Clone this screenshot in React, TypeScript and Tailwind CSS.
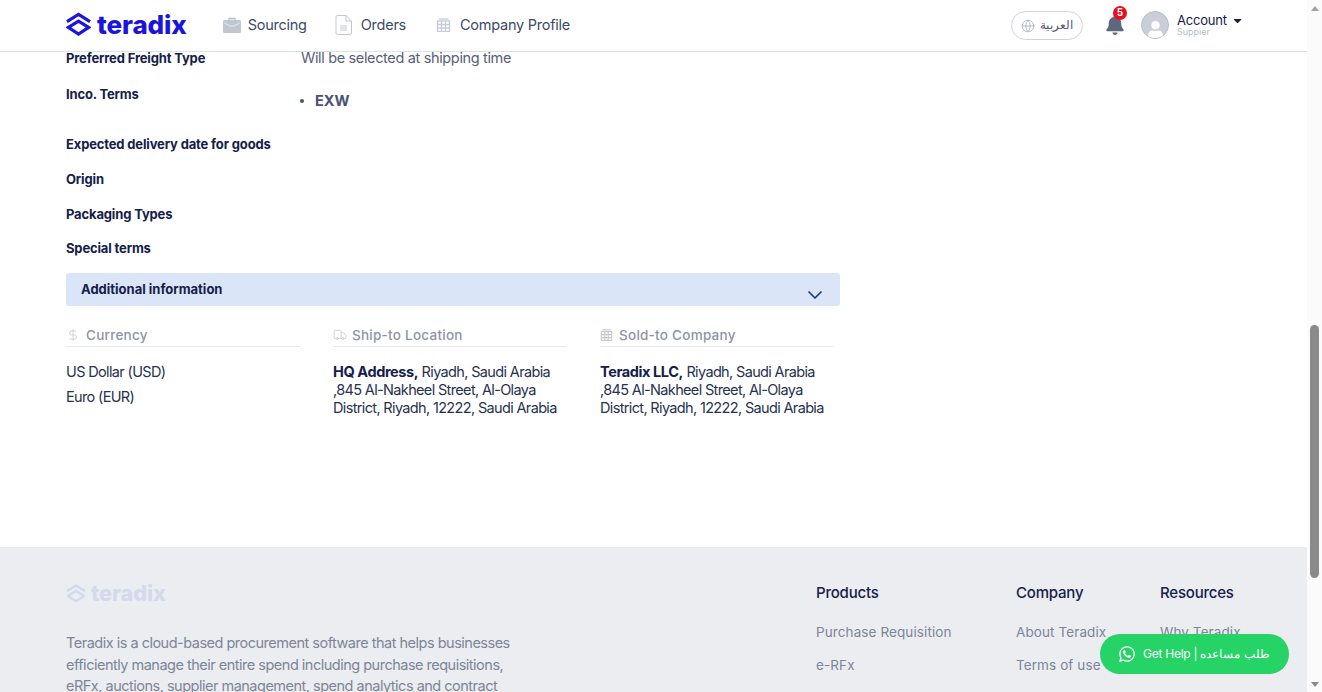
==
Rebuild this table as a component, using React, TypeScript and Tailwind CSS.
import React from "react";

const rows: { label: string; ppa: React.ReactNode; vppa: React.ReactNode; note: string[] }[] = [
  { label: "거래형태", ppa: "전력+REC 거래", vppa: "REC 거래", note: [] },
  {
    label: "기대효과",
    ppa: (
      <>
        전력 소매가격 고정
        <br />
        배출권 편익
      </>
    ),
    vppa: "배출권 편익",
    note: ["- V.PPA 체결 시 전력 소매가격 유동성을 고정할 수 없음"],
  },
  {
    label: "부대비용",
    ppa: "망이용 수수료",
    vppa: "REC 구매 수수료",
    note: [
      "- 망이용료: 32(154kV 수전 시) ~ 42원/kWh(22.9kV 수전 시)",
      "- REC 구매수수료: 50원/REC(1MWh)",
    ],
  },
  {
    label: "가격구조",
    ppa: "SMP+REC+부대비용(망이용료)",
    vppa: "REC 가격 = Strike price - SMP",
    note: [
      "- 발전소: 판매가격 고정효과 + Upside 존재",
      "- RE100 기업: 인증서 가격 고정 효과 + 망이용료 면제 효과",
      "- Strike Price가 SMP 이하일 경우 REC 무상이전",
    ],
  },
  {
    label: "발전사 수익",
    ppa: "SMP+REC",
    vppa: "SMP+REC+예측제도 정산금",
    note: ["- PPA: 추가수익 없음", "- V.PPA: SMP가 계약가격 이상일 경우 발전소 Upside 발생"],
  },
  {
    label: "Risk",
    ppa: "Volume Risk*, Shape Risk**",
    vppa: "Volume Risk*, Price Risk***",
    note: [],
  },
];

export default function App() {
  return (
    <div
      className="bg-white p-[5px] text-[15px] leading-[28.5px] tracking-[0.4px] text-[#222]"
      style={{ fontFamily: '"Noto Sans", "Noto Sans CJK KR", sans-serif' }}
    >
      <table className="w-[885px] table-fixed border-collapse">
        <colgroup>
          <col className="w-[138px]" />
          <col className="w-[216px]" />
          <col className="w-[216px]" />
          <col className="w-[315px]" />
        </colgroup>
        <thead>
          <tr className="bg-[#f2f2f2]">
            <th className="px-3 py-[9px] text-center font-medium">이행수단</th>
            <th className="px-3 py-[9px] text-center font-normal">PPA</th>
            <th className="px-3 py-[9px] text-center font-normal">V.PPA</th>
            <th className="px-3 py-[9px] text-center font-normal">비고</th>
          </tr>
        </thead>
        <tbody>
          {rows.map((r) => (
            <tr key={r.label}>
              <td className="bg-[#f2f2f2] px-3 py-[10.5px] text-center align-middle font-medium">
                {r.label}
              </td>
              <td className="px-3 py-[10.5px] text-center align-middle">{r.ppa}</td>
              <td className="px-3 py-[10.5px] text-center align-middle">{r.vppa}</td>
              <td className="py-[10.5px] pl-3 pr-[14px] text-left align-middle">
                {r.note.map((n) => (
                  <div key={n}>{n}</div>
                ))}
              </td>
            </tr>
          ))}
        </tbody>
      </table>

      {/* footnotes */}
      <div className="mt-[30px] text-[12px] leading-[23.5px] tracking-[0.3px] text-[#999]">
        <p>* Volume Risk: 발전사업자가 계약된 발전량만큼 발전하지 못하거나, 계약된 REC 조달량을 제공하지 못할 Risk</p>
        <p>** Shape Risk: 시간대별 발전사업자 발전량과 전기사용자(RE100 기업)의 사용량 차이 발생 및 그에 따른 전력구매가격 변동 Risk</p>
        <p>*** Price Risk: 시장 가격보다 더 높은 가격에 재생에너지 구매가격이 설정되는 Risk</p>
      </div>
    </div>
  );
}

**PROBLEM STATEMENT:**
Extract from the records above the lines from the one containing "Rebuild this table" to the one containing "import React from", both lines included, exactly as they appear and with nothing else.

**COMPLETED TASK:**
Rebuild this table as a component, using React, TypeScript and Tailwind CSS.
import React from "react";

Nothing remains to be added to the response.